What could a show like SBTB have as a downfall? Well, this always pissed me off. Anyone remember Miss Bliss? That was the middle school years, what happened to them? How do they go from like 6th grade to like juniors and seniors over a year? Were they also in the same class as Rocky's son in Rocky 4 where he ages 7 years over Christmas? I mean really come on, at least make it a gradual change; not one that is going to screw up my time of reference; not to mention my sanity. Really think about it, they had that Italian-Mexican dude and replaced him with muscle bound-Slater and didnt expect us to notice? Come on man. Also, during the shows final demise, I like how they took out Kelly and Jessie and gave us a leather coat wearing, tough girl attitude who looked like a white Mike Tyson, or as we knew her, Torrie. What purpose did she have? I mean was she there to change everyone's oil? Replace transmissions? What? And somehow Zach ended up dating her. Was Zach that strung out for getting a piece? Was he on the rebound? Really, we need answers. Dont get me started with the "cell phone" that Zach used; it doubled as a walkie talkie used in World War II, I think you could program the sun with it. What about when the crew left and all had summer jobs at the beach and Zach fell in love with Stacey Carosi and somehow NONE of it pissed off Kelly, who was his ex? Really would that fly in todays world? Could I get away with something like that? I highly doubt it, probably because all my exes probably hate me, but thats besides the point.

Also, how come there was no creepy sexual tension between any of the cast members during the shows? I mean, come on, to think that Zach and Kelly didnt get a little jiggy away from school is preposterous. Unfathomable. ALL head cheerleaders are sluts. There is ALWAYS creepy sexual tension between 2 people who have knocked boots, yet it was never visible. I could understand Jessie and Slater because Jessie was probably either secretly visiting with Torrie and midnight showings of "Boys Dont Cry" or maybe she was holding out on him, but with Zach and Kelly it was never evident. Total BS. And, yeah this will come out probably sounding bad, but not really. How come Lisa, aka "Token", was the only one who could afford the country club membership? Was this some type of reverse discrimination? Come on, someone as proper as Jessie and her parents surely would have been able to go to the country club. And since Jessie and Zach were neighbors, one would deduce that Zach lived in a nice area as well, so we have a possiblility of 2 more people who can go to the country club. Also Zach was a "spoiled preppy" in the words of Slater, so he's got that going for him. But, again, I digress.

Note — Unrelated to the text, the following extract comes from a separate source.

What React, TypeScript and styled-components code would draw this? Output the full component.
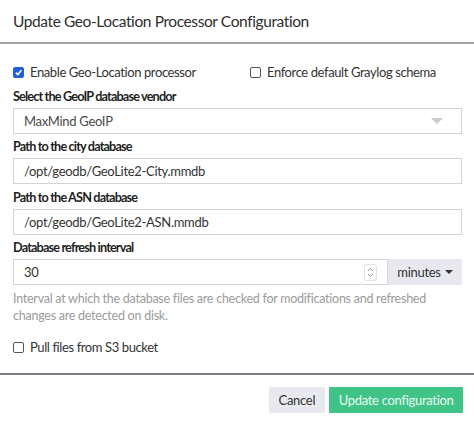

These are just some things that I find cool about SBTB, I am sure that we all have our reasons to love the show and not to love the show, but this is what I remember. I know that everytime the show is on TV I watch it, usually because its 2am I am just getting home from a night out. People and audiences know what it was like to watch the show and everyone has memories, maybe it was another episode that is your favorite, or sums up your adolescence other than the ones I recall vividly. Maybe you were the one who was in love with Mr. Belding, or Jessie's step-brother from Jersey, or maybe you were confused by why Torrie Spelling only appeared every once in a while and why did she get stuck with Screech. Or maybe about when that hot teen singer gave Zach a kiss and he actually won the bet but still had to wash the ugly chick in middle school, Nicki's gym clothes. Regardless of why you loved, liked, or hated SBTB, you gotta admit that given the option between watchin "Saved By the Bell" or"Yo Momma", it's not even a contest, as a matter of fact, much like Jessie, "I'm so excited" just thinking about the crew from Bayside High School.